We invite you to refer to the Code of Ethics adopted by the Company that is online on the Intranet.

 

10


Moreover, in accordance with Article L.225-197-1 I of the Commercial Code, the Shares may not be assigned or transferred after the expiration of the Retention Period:

 

   

within ten (10) trading sessions preceding and three (3) trading sessions following the date on which the consolidated accounts or, if none, the annual accounts are made public;

 

   

within the time between the date on which the corporate bodies of the Company have knowledge of information that, if it were made public, could have a significant impact on the market price of the Company’s shares, and the date ten (10) trading sessions before the date on which the information is made public.

A calendar of publications is distributed annually and is accessible online on the Intranet.

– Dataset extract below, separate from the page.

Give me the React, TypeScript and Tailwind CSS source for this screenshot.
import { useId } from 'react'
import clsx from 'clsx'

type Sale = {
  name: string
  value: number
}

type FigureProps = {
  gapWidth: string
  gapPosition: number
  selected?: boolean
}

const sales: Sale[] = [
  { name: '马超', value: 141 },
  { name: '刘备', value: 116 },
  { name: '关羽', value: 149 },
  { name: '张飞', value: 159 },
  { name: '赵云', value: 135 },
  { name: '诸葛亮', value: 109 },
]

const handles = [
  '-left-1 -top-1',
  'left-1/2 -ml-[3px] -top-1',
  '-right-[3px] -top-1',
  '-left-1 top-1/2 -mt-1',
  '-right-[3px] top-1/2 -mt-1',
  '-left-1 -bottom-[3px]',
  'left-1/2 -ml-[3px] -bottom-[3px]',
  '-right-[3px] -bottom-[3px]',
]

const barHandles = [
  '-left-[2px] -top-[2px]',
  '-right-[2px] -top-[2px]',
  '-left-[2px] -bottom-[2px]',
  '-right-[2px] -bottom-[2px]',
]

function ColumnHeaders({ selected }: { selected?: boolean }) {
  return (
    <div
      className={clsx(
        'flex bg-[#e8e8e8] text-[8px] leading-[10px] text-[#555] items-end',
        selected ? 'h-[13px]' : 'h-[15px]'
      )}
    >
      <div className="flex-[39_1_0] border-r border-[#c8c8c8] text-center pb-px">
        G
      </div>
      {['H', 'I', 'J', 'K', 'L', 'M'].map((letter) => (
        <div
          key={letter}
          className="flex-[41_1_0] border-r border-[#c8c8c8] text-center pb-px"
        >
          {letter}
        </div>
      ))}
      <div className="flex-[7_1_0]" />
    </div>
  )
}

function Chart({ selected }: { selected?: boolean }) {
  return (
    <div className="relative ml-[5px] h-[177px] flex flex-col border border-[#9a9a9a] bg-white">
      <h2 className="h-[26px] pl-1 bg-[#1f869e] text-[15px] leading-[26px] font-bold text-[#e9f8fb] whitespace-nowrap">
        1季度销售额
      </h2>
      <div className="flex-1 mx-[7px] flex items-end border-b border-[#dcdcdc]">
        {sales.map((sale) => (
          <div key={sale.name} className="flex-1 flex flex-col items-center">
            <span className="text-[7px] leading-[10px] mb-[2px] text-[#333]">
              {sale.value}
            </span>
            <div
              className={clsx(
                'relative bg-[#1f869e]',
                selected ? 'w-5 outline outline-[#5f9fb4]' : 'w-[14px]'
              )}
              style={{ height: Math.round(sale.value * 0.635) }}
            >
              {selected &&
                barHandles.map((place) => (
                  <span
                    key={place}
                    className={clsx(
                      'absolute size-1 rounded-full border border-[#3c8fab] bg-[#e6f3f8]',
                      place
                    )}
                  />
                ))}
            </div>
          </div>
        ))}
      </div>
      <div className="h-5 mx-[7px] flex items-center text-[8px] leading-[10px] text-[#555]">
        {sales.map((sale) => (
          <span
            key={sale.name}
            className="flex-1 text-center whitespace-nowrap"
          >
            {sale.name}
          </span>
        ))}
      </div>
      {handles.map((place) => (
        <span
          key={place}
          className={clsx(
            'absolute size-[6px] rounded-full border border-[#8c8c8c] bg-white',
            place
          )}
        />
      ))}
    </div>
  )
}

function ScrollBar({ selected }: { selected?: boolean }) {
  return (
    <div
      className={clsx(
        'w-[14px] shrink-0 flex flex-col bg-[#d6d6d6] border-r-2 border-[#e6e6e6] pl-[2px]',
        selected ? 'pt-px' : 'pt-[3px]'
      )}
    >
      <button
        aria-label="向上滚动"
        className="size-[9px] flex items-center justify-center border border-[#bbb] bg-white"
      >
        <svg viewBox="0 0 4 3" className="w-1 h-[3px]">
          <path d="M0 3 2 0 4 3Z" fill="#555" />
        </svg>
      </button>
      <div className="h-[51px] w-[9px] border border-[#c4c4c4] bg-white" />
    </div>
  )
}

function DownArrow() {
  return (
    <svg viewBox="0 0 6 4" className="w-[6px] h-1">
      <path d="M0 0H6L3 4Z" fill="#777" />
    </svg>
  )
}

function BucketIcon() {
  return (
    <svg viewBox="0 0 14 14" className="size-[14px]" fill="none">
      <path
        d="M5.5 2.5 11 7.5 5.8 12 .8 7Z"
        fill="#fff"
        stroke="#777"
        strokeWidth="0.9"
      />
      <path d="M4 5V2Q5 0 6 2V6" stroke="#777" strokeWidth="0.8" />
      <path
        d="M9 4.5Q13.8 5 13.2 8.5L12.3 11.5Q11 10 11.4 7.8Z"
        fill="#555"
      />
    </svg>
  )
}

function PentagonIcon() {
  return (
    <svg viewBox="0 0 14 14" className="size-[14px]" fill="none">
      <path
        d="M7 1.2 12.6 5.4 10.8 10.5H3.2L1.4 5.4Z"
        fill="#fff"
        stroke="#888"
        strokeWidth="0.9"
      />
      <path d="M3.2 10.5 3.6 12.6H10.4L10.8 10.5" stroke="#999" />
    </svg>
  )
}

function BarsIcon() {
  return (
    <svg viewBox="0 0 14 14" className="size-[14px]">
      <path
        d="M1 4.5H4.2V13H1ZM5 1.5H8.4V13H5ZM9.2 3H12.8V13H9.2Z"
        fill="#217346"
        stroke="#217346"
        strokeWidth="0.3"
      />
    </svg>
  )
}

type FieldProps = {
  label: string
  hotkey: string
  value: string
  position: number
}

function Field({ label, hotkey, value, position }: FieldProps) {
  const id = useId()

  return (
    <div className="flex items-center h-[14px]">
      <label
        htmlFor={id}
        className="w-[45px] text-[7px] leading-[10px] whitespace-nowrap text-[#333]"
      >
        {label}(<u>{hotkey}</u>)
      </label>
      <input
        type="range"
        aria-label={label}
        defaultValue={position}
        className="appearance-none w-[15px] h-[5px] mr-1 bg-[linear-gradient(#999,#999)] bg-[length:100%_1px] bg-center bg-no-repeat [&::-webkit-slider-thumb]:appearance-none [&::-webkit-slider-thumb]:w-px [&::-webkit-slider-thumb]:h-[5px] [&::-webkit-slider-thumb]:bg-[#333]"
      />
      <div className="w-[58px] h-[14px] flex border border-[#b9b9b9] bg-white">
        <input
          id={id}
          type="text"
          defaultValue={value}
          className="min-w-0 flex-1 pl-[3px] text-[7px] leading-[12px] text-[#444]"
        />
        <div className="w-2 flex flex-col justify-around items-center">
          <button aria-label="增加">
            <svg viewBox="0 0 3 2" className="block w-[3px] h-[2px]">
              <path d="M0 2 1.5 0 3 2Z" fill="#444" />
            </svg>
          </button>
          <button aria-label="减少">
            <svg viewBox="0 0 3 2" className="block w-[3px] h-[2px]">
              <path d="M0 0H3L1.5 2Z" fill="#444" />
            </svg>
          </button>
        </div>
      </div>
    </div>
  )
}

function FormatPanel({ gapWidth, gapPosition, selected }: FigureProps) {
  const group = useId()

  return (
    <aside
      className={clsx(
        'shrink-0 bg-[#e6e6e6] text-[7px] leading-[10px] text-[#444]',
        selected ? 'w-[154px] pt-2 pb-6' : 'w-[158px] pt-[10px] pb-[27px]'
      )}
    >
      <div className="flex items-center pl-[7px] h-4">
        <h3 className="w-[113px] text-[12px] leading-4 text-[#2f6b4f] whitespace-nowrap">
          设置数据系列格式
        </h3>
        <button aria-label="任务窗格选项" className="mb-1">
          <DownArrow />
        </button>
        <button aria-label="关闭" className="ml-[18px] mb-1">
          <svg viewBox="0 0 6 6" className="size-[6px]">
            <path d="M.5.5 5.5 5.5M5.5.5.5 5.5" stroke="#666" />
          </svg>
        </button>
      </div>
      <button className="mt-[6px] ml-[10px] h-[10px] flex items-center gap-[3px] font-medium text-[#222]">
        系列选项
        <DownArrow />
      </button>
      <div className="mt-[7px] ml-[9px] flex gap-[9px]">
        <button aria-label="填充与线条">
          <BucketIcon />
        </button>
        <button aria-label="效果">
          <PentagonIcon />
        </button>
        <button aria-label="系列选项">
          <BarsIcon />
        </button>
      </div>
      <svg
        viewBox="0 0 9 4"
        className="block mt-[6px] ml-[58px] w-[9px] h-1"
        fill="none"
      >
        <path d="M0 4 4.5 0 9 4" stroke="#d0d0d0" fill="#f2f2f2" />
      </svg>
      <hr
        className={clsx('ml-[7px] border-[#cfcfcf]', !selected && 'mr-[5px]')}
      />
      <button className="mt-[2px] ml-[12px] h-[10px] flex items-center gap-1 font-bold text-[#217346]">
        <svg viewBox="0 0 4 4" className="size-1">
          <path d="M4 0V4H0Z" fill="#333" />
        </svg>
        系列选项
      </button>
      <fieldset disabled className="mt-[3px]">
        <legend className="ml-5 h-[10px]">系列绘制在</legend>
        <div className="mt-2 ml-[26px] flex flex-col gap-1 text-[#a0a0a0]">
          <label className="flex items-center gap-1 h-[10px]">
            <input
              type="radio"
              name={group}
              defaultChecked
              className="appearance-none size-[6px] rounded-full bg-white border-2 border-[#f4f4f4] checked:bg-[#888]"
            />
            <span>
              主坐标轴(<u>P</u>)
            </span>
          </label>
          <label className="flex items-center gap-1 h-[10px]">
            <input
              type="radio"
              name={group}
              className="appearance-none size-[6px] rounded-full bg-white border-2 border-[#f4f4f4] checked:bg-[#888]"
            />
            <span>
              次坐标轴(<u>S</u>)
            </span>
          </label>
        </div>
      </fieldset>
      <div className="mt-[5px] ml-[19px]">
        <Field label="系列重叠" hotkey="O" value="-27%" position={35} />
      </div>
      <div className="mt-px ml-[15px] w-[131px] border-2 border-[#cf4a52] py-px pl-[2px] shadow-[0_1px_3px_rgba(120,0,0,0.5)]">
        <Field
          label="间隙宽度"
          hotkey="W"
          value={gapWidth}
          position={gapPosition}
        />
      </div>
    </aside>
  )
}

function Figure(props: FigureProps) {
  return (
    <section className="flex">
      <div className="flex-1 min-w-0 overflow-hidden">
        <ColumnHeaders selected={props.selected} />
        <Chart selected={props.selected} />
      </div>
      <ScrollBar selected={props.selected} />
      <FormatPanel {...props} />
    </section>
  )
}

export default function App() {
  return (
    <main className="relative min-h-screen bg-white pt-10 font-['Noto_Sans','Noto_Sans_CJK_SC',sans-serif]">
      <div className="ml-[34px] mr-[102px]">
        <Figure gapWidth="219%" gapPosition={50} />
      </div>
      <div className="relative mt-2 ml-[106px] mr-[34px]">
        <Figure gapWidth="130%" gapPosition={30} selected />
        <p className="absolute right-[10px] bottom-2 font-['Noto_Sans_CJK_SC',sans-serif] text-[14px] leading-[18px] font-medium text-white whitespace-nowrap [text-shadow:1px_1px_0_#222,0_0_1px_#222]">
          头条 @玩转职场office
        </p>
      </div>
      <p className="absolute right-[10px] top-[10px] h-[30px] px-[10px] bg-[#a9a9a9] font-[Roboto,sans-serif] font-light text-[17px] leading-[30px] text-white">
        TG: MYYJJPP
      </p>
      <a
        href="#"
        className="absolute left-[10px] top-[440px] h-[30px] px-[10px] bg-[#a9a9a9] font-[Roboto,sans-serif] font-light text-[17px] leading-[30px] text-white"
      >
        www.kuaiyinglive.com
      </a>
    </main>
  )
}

In accordance with the provisions of Article L.621-18-2 of the Monetary and Financial Code, the transfer of shares by an officer or any person who has, within the Company, (i) the power to make management decisions concerning the Company’s activities and strategy, and (ii) regular access to privileged information concerning the Company directly or indirectly requires that information be provided to the Autorité des Marchés Financiers [financial markets authority], with a copy to the Company, within the time allowed by the regulations in force.

 

15.

LIABILITY OF THE COMPANY

The Company and its Affiliated Companies may not, in any way, be held liable if, for any reason whatsoever not attributable to the Company or its Affiliated Companies, a Beneficiary was not able to acquire the Shares awarded to him/her.

 

16.

APPLICABLE LAW, JURISDICTION

Regulation 2019 is governed by French law and in particular by the provisions of Articles L.225-197-1 et seq. of the Commercial Code.

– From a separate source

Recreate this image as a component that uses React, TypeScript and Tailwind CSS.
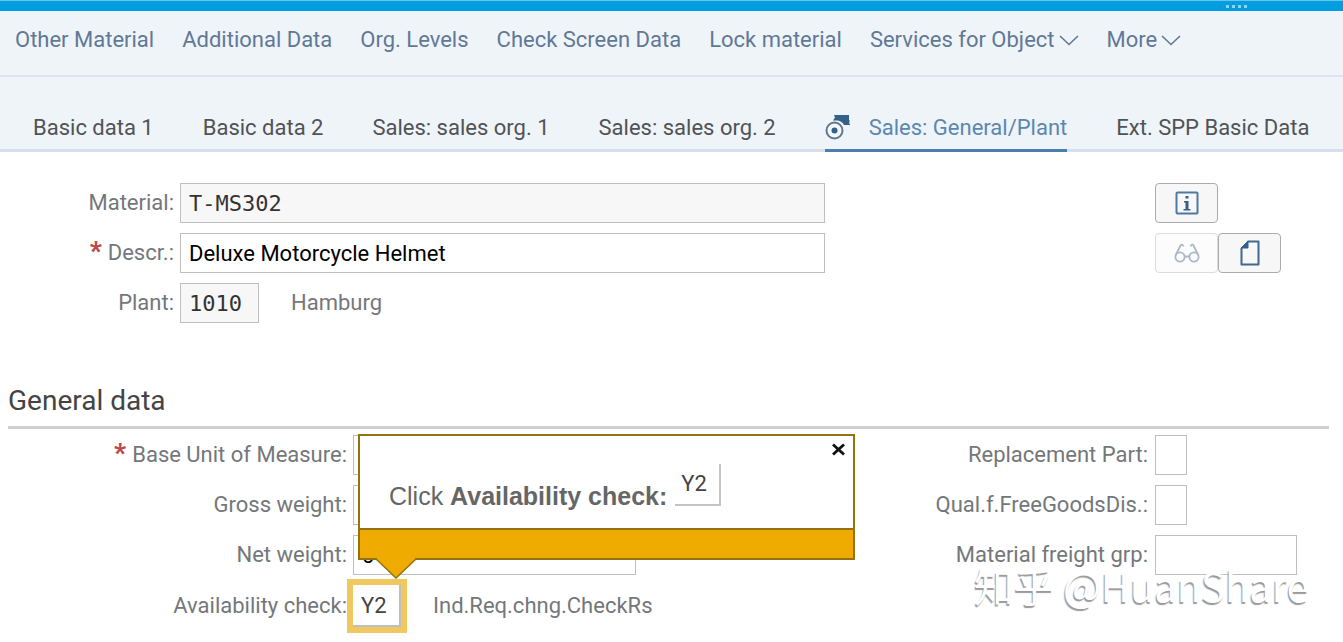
import React, { useState } from 'react';

type MenuItem = { label: string; dropdown?: boolean };

const menuItems: MenuItem[] = [
    { label: 'Other Material' },
    { label: 'Additional Data' },
    { label: 'Org. Levels' },
    { label: 'Check Screen Data' },
    { label: 'Lock material' },
    { label: 'Services for Object', dropdown: true },
    { label: 'More', dropdown: true },
];

const tabs = [
    'Basic data 1',
    'Basic data 2',
    'Sales: sales org. 1',
    'Sales: sales org. 2',
    'Sales: General/Plant',
    'Ext. SPP Basic Data',
];

const inputBase = 'h-10 border border-[#bfbfbf] px-2 text-[22px] outline-none';
const mono = "font-['DejaVu_Sans_Mono',monospace]";
const iconButton = 'flex h-10 w-[63px] items-center justify-center rounded-[4px] border border-[#ababab] bg-[#f7f7f7]';

const ChevronIcon = () => (
    <svg width="20" height="12" viewBox="0 0 20 12" fill="none" stroke="#617896" strokeWidth="1.6">
        <path d="M1 2L10 10.500L19 2" />
    </svg>
);

const TabIcon = () => (
    <svg width="26" height="26" viewBox="0 0 26 26" fill="none">
        <path d="M9 1H24V6L25 7L24 8L25 11H19C18 9 16 7 13 6.500L8 6.500L10 3.500Z" fill="#346187" />
        <circle cx="9.500" cy="16.500" r="8" stroke="#5f7890" strokeWidth="2" fill="#f4f8fb" />
        <circle cx="9.500" cy="16.500" r="3" fill="#346187" />
    </svg>
);

const InfoIcon = () => (
    <svg width="24" height="24" viewBox="0 0 24 24" fill="none">
        <rect x="1.500" y="1.500" width="21" height="21" rx="1" stroke="#4f7a9e" strokeWidth="2" />
        <path d="M10.500 5H13.500V7.500H10.500ZM9 10H13.500V18H15.500V19.500H8.500V18H10.500V11.500H9Z" fill="#346187" />
    </svg>
);

const GlassesIcon = () => (
    <svg width="26" height="20" viewBox="0 0 26 20" fill="none" stroke="#a9b9c8" strokeWidth="1.800">
        <circle cx="6" cy="14" r="4.600" />
        <circle cx="20" cy="14" r="4.600" />
        <path d="M10.500 13.500H15.500M1.800 12L6.500 2.500C7.200 1.300 8.600 1.300 9.500 3.500M24.200 12L19.500 2.500C18.800 1.300 17.400 1.300 16.500 3.500" />
    </svg>
);

const PageIcon = () => (
    <svg width="20" height="26" viewBox="0 0 20 26" fill="none">
        <path d="M7.500 1.500H18.500V24.500H1.500V8" stroke="#41698d" strokeWidth="2" strokeLinejoin="round" />
        <path d="M8 1V8H1Z" fill="#346187" stroke="#346187" strokeLinejoin="round" />
    </svg>
);

type LabelProps = { htmlFor: string; required?: boolean; className?: string; children: React.ReactNode };

const FieldLabel = ({ htmlFor, required, className, children }: LabelProps) => (
    <label htmlFor={htmlFor} className={`shrink-0 whitespace-nowrap text-right text-[#74777a] ${className ?? ''}`}>
        {required && <span className="mr-[6px] text-[26px] leading-5 font-black text-[#bb4a4a]">*</span>}
        {children}
    </label>
);

const Callout = ({ onClose }: { onClose: () => void }) => (
    <div className="absolute -top-px left-[358px] w-[497px] border-2 border-[#94720f] bg-white font-['Liberation_Sans',Arial,sans-serif]">
        <button
            type="button"
            aria-label="Close"
            onClick={onClose}
            className="absolute top-[7px] right-2 p-0"
        >
            <svg width="13" height="13" viewBox="0 0 13 13" stroke="#111" strokeWidth="2.800">
                <path d="M1 1.500L12 11.500M12 1.500L1 11.500" />
            </svg>
        </button>
        <div className="flex h-[92px] items-start pt-7 pl-[29px]">
            <p className="pt-4 text-[25px] leading-8 whitespace-nowrap text-[#666]">
                Click <strong>Availability check:</strong>
            </p>
            <span className="ml-2 flex h-[42px] w-[46px] items-center border-r-2 border-b-2 border-[#c4c4c4] pl-[6px] font-[Roboto,sans-serif] text-[22px] text-[#444]">
                Y2
            </span>
        </div>
        <div className="h-[30px] border-t-2 border-[#94720f] bg-[#f0ab00]" />
        <svg className="absolute top-[122px] left-4" width="40" height="21" viewBox="0 0 40 21">
            <path d="M1 0V2L20 20L39 2V0Z" fill="#f0ab00" />
            <path d="M0 1L20 20L40 1" fill="none" stroke="#94720f" strokeWidth="1.500" />
        </svg>
    </div>
);

const App: React.FC = () => {
    const [activeTab, setActiveTab] = useState('Sales: General/Plant');
    const [showCallout, setShowCallout] = useState(true);
    const [description, setDescription] = useState('Deluxe Motorcycle Helmet');

    return (
        <div className="relative min-h-screen overflow-hidden bg-white font-[Roboto,sans-serif] text-[22px] leading-7">
            {/* Shell bar */}
            <div className="flex h-[11px] justify-end gap-[3px] border-t border-[#6cc4ea] bg-[#009de0] pt-1 pr-24">
                {[0, 1, 2, 3].map((dot) => (
                    <span key={dot} className="size-[3px] bg-[#8fd3f2]" />
                ))}
            </div>

            <header className="bg-[#eff4f9]">
                <nav className="flex h-[66px] gap-7 border-b-2 border-[#dce5ef] pt-[15px] pl-[15px]">
                    {menuItems.map((item) => (
                        <button key={item.label} type="button" className="flex h-7 items-center gap-1 whitespace-nowrap text-[#617896]">
                            {item.label}
                            {item.dropdown && <ChevronIcon />}
                        </button>
                    ))}
                </nav>

                <div role="tablist" className="flex h-[75px] items-stretch gap-[49px] border-b-[3px] border-[#d5e0eb] pl-[33px]">
                    {tabs.map((tab) => (
                        <button
                            key={tab}
                            type="button"
                            role="tab"
                            aria-selected={activeTab === tab}
                            onClick={() => setActiveTab(tab)}
                            className={`-mb-[3px] flex items-start border-b-[3px] pt-[37px] whitespace-nowrap ${activeTab === tab ? 'border-[#4a7fad] text-[#5b88b0]' : 'border-transparent text-[#505356]'}`}
                        >
                            {tab === 'Sales: General/Plant' && <span className="mr-[18px]"><TabIcon /></span>}
                            {tab}
                        </button>
                    ))}
                </div>
            </header>

            <main>
                {/* Material header */}
                <div className="flex flex-col gap-[10px] pt-[31px]">
                    <div className="flex items-center">
                        <FieldLabel htmlFor="material" className="mr-[6px] w-[174px]">Material:</FieldLabel>
                        <input id="material" readOnly value="T-MS302" className={`${inputBase} ${mono} w-[48%] bg-[#f7f7f7] text-[#333]`} />
                        <div className="ml-auto w-[188px]">
                            <button type="button" aria-label="Information" className={iconButton}><InfoIcon /></button>
                        </div>
                    </div>
                    <div className="flex items-center">
                        <FieldLabel htmlFor="descr" required className="mr-[6px] w-[174px]">Descr.:</FieldLabel>
                        <input id="descr" value={description} onChange={(e) => setDescription(e.target.value)} className={`${inputBase} w-[48%] bg-white text-black`} />
                        <div className="ml-auto flex w-[188px]">
                            <button type="button" disabled aria-label="Display" className="flex h-10 w-[63px] items-center justify-center rounded-[4px] border border-[#dcdcdc] bg-[#fcfcfc]"><GlassesIcon /></button>
                            <button type="button" aria-label="Create" className={iconButton}><PageIcon /></button>
                        </div>
                    </div>
                    <div className="flex items-center">
                        <FieldLabel htmlFor="plant" className="mr-[6px] w-[174px]">Plant:</FieldLabel>
                        <input id="plant" readOnly value="1010" className={`${inputBase} ${mono} w-[79px] bg-[#f7f7f7] text-[#333]`} />
                        <span className="ml-8 text-[#74777a]">Hamburg</span>
                    </div>
                </div>

                {/* General data */}
                <h2 className="mt-[61px] mr-[14px] ml-2 border-b-[3px] border-[#cfcfcf] pb-2 text-[28px] leading-[34px] text-[#444]">General data</h2>

                <div className="relative mt-[6px] flex justify-between">
                    <div className="flex flex-col gap-[10px]">
                        <div className="flex items-center">
                            <FieldLabel htmlFor="unit" required className="mr-[6px] w-[347px]">Base Unit of Measure:</FieldLabel>
                            <input id="unit" className={`${inputBase} w-20`} />
                        </div>
                        <div className="flex items-center">
                            <FieldLabel htmlFor="gross" className="mr-[6px] w-[347px]">Gross weight:</FieldLabel>
                            <input id="gross" className={`${inputBase} w-[283px]`} />
                        </div>
                        <div className="flex items-center">
                            <FieldLabel htmlFor="net" className="mr-[6px] w-[347px]">Net weight:</FieldLabel>
                            <input id="net" defaultValue="0" className={`${inputBase} w-[283px]`} />
                        </div>
                        <div className="flex h-[42px] items-center">
                            <FieldLabel htmlFor="availability" className="mr-[6px] w-[347px]">Availability check:</FieldLabel>
                            <input id="availability" defaultValue="Y2" className="h-[42px] w-12 border-r-2 border-b-2 border-[#bfbfbf] pl-2 text-[22px] text-[#444] outline-[6px] outline-[#f0c860]" />
                            <span className="ml-8 text-[#74777a]">Ind.Req.chng.CheckRs</span>
                        </div>
                    </div>

                    <div className="flex flex-col gap-[10px]">
                        <div className="flex items-center">
                            <FieldLabel htmlFor="replacement" className="mr-[7px] w-[220px]">Replacement Part:</FieldLabel>
                            <div className="w-[188px]"><input id="replacement" className={`${inputBase} w-8`} /></div>
                        </div>
                        <div className="flex items-center">
                            <FieldLabel htmlFor="qual" className="mr-[7px] w-[220px]">Qual.f.FreeGoodsDis.:</FieldLabel>
                            <div className="w-[188px]"><input id="qual" className={`${inputBase} w-8`} /></div>
                        </div>
                        <div className="flex items-center">
                            <FieldLabel htmlFor="freight" className="mr-[7px] w-[220px]">Material freight grp:</FieldLabel>
                            <div className="w-[188px]"><input id="freight" className={`${inputBase} w-[142px]`} /></div>
                        </div>
                    </div>

                    {showCallout && <Callout onClose={() => setShowCallout(false)} />}

                    <p className="pointer-events-none absolute top-[130px] right-[34px] font-['Noto_Sans_CJK_SC',sans-serif] text-[40px] leading-10 whitespace-nowrap text-white [text-shadow:-1px_2px_1px_#999]">
                        知乎 @HuanShare
                    </p>
                </div>
            </main>
        </div>
    );
};

export default App;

Any dispute relating to Regulation 2019 will be within the exclusive jurisdiction of the court of competent jurisdiction subject to the jurisdiction of the court of appeal in the place in which the head office of the Company is located.

The Free Share Allocation under Regulation 2019 authorizes the Society, at any time, to ask the Beneficiary to comply with any legislative and regulatory provision governing the Shares.

*        *        *

*

 

11


APPENDIX

SAMPLE NOTIFICATION LETTER CONCERNING DBV TECHNOLOGIES FREE

SHARE ALLOCATION

Montrouge, [date]

        [Name of Beneficiary]

Dear Sir/Madam:

We are pleased to inform you that the Board of Directors of the Company has decided to allocate free shares of the Company to you in accordance with the provisions of the regulation governing the free share plan, a copy of which is attached in an Appendix (“Regulation 2019”).

The terms that are not defined in this letter and that are capitalized have the meaning assigned to them in Regulation 2019.

These free Shares have been awarded under the provisions of Articles L.225-197-1 to L.225-197-5 of the Commercial Code.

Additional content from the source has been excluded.